__What needs to be done__.
Return the records that follow unaltered. Omit every picture.
··· Data supplied
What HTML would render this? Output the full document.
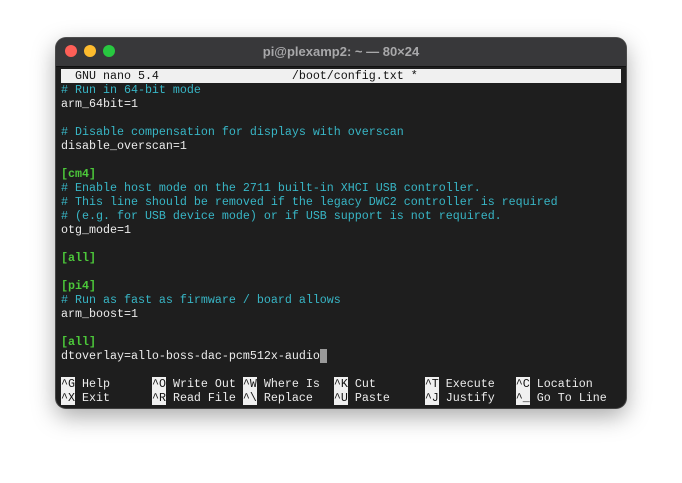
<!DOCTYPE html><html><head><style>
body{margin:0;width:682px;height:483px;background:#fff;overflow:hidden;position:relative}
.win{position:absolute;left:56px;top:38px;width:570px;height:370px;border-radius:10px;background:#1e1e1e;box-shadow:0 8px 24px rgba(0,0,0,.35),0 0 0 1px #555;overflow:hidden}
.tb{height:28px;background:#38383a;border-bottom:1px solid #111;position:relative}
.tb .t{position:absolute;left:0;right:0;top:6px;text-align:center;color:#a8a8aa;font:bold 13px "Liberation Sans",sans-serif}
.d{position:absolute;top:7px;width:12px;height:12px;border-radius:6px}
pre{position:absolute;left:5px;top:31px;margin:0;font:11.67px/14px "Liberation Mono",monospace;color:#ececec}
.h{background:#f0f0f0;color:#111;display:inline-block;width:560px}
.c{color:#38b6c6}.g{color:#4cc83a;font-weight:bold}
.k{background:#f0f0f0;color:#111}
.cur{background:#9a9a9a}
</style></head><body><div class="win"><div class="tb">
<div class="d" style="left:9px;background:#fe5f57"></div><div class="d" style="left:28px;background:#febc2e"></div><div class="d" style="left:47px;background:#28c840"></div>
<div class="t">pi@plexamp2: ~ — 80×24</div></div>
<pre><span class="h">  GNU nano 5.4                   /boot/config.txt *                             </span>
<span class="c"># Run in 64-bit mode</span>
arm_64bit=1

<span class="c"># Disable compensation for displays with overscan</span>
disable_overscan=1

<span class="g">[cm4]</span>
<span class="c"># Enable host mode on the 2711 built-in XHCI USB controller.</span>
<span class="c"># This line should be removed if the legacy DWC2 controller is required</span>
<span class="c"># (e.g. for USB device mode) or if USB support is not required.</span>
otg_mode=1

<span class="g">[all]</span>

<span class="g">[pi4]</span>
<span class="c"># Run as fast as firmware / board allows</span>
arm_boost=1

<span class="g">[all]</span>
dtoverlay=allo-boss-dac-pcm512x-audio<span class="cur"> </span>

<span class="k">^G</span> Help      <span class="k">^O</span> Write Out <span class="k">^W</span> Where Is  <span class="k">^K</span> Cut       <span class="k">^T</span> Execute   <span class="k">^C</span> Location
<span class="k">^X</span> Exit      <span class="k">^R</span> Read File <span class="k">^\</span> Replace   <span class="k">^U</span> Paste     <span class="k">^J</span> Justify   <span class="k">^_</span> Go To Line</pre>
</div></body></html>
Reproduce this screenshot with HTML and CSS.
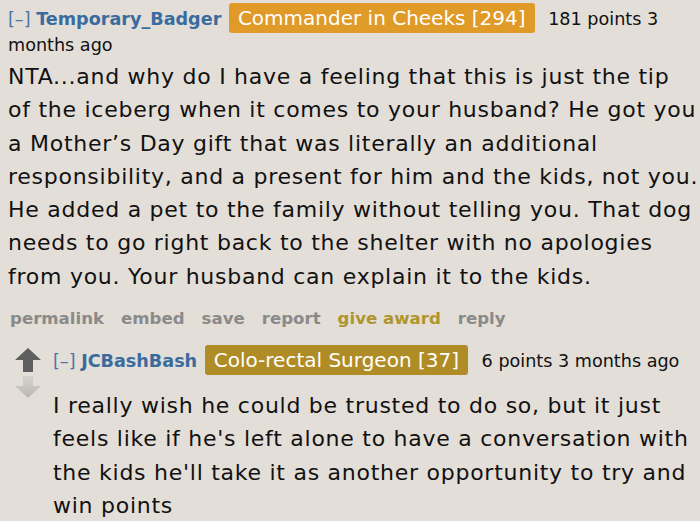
······
__Answer to the task__.
What HTML would render this? Output the full document.
<!DOCTYPE html><html><head><style>
body{margin:0;width:682px;height:483px;background:#fff;overflow:hidden;position:relative}
.win{position:absolute;left:56px;top:38px;width:570px;height:370px;border-radius:10px;background:#1e1e1e;box-shadow:0 8px 24px rgba(0,0,0,.35),0 0 0 1px #555;overflow:hidden}
.tb{height:28px;background:#38383a;border-bottom:1px solid #111;position:relative}
.tb .t{position:absolute;left:0;right:0;top:6px;text-align:center;color:#a8a8aa;font:bold 13px "Liberation Sans",sans-serif}
.d{position:absolute;top:7px;width:12px;height:12px;border-radius:6px}
pre{position:absolute;left:5px;top:31px;margin:0;font:11.67px/14px "Liberation Mono",monospace;color:#ececec}
.h{background:#f0f0f0;color:#111;display:inline-block;width:560px}
.c{color:#38b6c6}.g{color:#4cc83a;font-weight:bold}
.k{background:#f0f0f0;color:#111}
.cur{background:#9a9a9a}
</style></head><body><div class="win"><div class="tb">
<div class="d" style="left:9px;background:#fe5f57"></div><div class="d" style="left:28px;background:#febc2e"></div><div class="d" style="left:47px;background:#28c840"></div>
<div class="t">pi@plexamp2: ~ — 80×24</div></div>
<pre><span class="h">  GNU nano 5.4                   /boot/config.txt *                             </span>
<span class="c"># Run in 64-bit mode</span>
arm_64bit=1

<span class="c"># Disable compensation for displays with overscan</span>
disable_overscan=1

<span class="g">[cm4]</span>
<span class="c"># Enable host mode on the 2711 built-in XHCI USB controller.</span>
<span class="c"># This line should be removed if the legacy DWC2 controller is required</span>
<span class="c"># (e.g. for USB device mode) or if USB support is not required.</span>
otg_mode=1

<span class="g">[all]</span>

<span class="g">[pi4]</span>
<span class="c"># Run as fast as firmware / board allows</span>
arm_boost=1

<span class="g">[all]</span>
dtoverlay=allo-boss-dac-pcm512x-audio<span class="cur"> </span>

<span class="k">^G</span> Help      <span class="k">^O</span> Write Out <span class="k">^W</span> Where Is  <span class="k">^K</span> Cut       <span class="k">^T</span> Execute   <span class="k">^C</span> Location
<span class="k">^X</span> Exit      <span class="k">^R</span> Read File <span class="k">^\</span> Replace   <span class="k">^U</span> Paste     <span class="k">^J</span> Justify   <span class="k">^_</span> Go To Line</pre>
</div></body></html>
Reproduce this screenshot with HTML and CSS.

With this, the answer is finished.